DATA SECTION
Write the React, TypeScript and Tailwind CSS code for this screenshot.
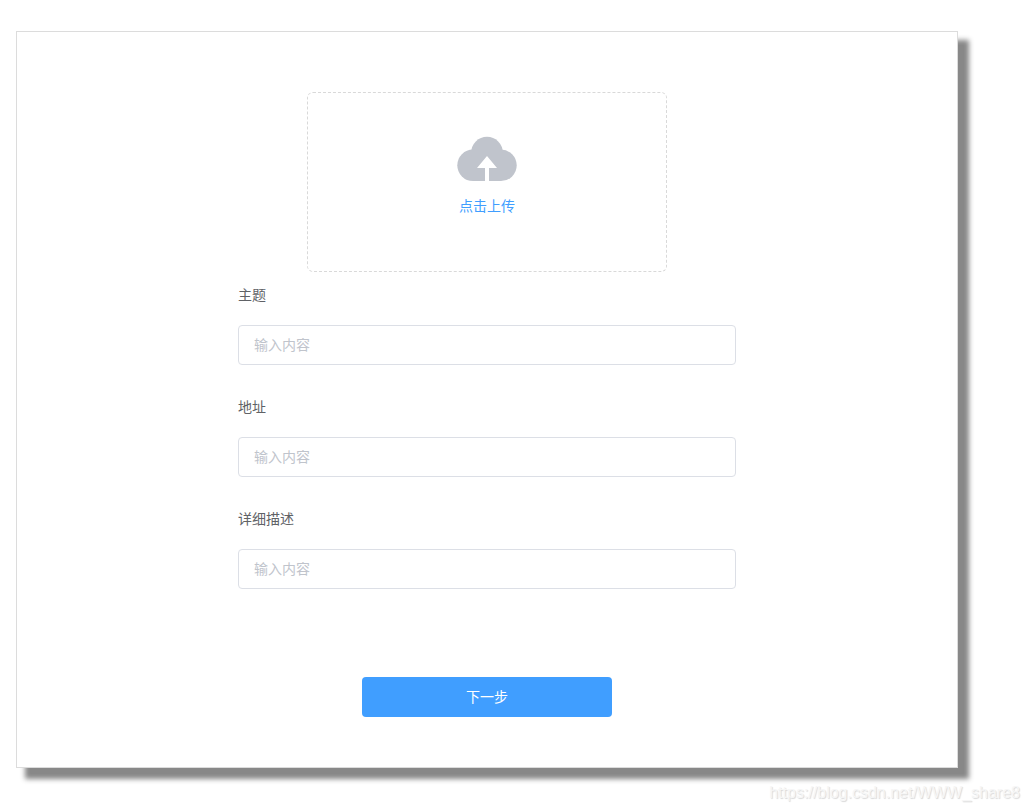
const fields = [
  { id: 'subject', label: '主题' },
  { id: 'address', label: '地址' },
  { id: 'description', label: '详细描述' },
];

function CloudUpload() {
  return (
    <svg viewBox="0 0 60 45" className="h-[45px] w-15" fill="#c0c4cc" aria-hidden="true">
      <circle cx="16" cy="29.3" r="15.7" />
      <circle cx="44" cy="29.3" r="15.7" />
      <circle cx="30" cy="16.6" r="15.8" />
      <path d="M16 20H44V45H16Z" />
      <path d="M28 45V32H20L30 20L40 32H32V45Z" fill="#ffffff" />
    </svg>
  );
}

export default function App() {
  return (
    <div className="bg-white pt-[31px] pr-[71px] pl-4 font-['Noto_Sans_CJK_SC',sans-serif] text-sm text-[#606266]">
      <main className="border border-[#dcdcdc] bg-white px-6 pt-15 pb-[50px] shadow-[10px_10px_5px_1px_#888888]">
        <form className="mx-auto flex max-w-[498px] flex-col" onSubmit={(e) => e.preventDefault()}>
          <button
            type="button"
            className="mx-auto flex h-[180px] w-full max-w-[360px] cursor-pointer flex-col items-center rounded-md border border-dashed border-[#d9d9d9] pt-[43px]"
          >
            <CloudUpload />
            <span className="mt-[14px] leading-5 text-[#409eff]">点击上传</span>
          </button>
          <div className="mt-[3px] flex flex-col gap-[22px]">
            {fields.map((field) => (
              <div key={field.id} className="flex flex-col gap-3">
                <label htmlFor={field.id} className="leading-[38px]">
                  {field.label}
                </label>
                <input
                  id={field.id}
                  type="text"
                  placeholder="输入内容"
                  className="h-10 w-full rounded border border-[#dcdfe6] bg-white px-[15px] pb-[2px] outline-none placeholder:text-[#c0c4cc] focus:border-[#409eff]"
                />
              </div>
            ))}
          </div>
          <button
            type="submit"
            className="mx-auto mt-22 h-10 w-full max-w-[250px] cursor-pointer rounded bg-[#409eff] pb-[2px] text-white"
          >
            下一步
          </button>
        </form>
      </main>
      <footer className="-mr-[62px] pt-[15px] text-right font-['Liberation_Sans',Arial,sans-serif] text-base leading-5 text-[#f6f6f6] [text-shadow:1px_1px_1px_#d8d8d8]">
        https://blog.csdn.net/WWW_share8
      </footer>
    </div>
  );
}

DESCRIPTION OF THE TASK
Reproduce the material above in full and without alteration, but skip all pictures.

SOLUTION TO THIS PROBLEM
Write the React, TypeScript and Tailwind CSS code for this screenshot.
const fields = [
  { id: 'subject', label: '主题' },
  { id: 'address', label: '地址' },
  { id: 'description', label: '详细描述' },
];

function CloudUpload() {
  return (
    <svg viewBox="0 0 60 45" className="h-[45px] w-15" fill="#c0c4cc" aria-hidden="true">
      <circle cx="16" cy="29.3" r="15.7" />
      <circle cx="44" cy="29.3" r="15.7" />
      <circle cx="30" cy="16.6" r="15.8" />
      <path d="M16 20H44V45H16Z" />
      <path d="M28 45V32H20L30 20L40 32H32V45Z" fill="#ffffff" />
    </svg>
  );
}

export default function App() {
  return (
    <div className="bg-white pt-[31px] pr-[71px] pl-4 font-['Noto_Sans_CJK_SC',sans-serif] text-sm text-[#606266]">
      <main className="border border-[#dcdcdc] bg-white px-6 pt-15 pb-[50px] shadow-[10px_10px_5px_1px_#888888]">
        <form className="mx-auto flex max-w-[498px] flex-col" onSubmit={(e) => e.preventDefault()}>
          <button
            type="button"
            className="mx-auto flex h-[180px] w-full max-w-[360px] cursor-pointer flex-col items-center rounded-md border border-dashed border-[#d9d9d9] pt-[43px]"
          >
            <CloudUpload />
            <span className="mt-[14px] leading-5 text-[#409eff]">点击上传</span>
          </button>
          <div className="mt-[3px] flex flex-col gap-[22px]">
            {fields.map((field) => (
              <div key={field.id} className="flex flex-col gap-3">
                <label htmlFor={field.id} className="leading-[38px]">
                  {field.label}
                </label>
                <input
                  id={field.id}
                  type="text"
                  placeholder="输入内容"
                  className="h-10 w-full rounded border border-[#dcdfe6] bg-white px-[15px] pb-[2px] outline-none placeholder:text-[#c0c4cc] focus:border-[#409eff]"
                />
              </div>
            ))}
          </div>
          <button
            type="submit"
            className="mx-auto mt-22 h-10 w-full max-w-[250px] cursor-pointer rounded bg-[#409eff] pb-[2px] text-white"
          >
            下一步
          </button>
        </form>
      </main>
      <footer className="-mr-[62px] pt-[15px] text-right font-['Liberation_Sans',Arial,sans-serif] text-base leading-5 text-[#f6f6f6] [text-shadow:1px_1px_1px_#d8d8d8]">
        https://blog.csdn.net/WWW_share8
      </footer>
    </div>
  );
}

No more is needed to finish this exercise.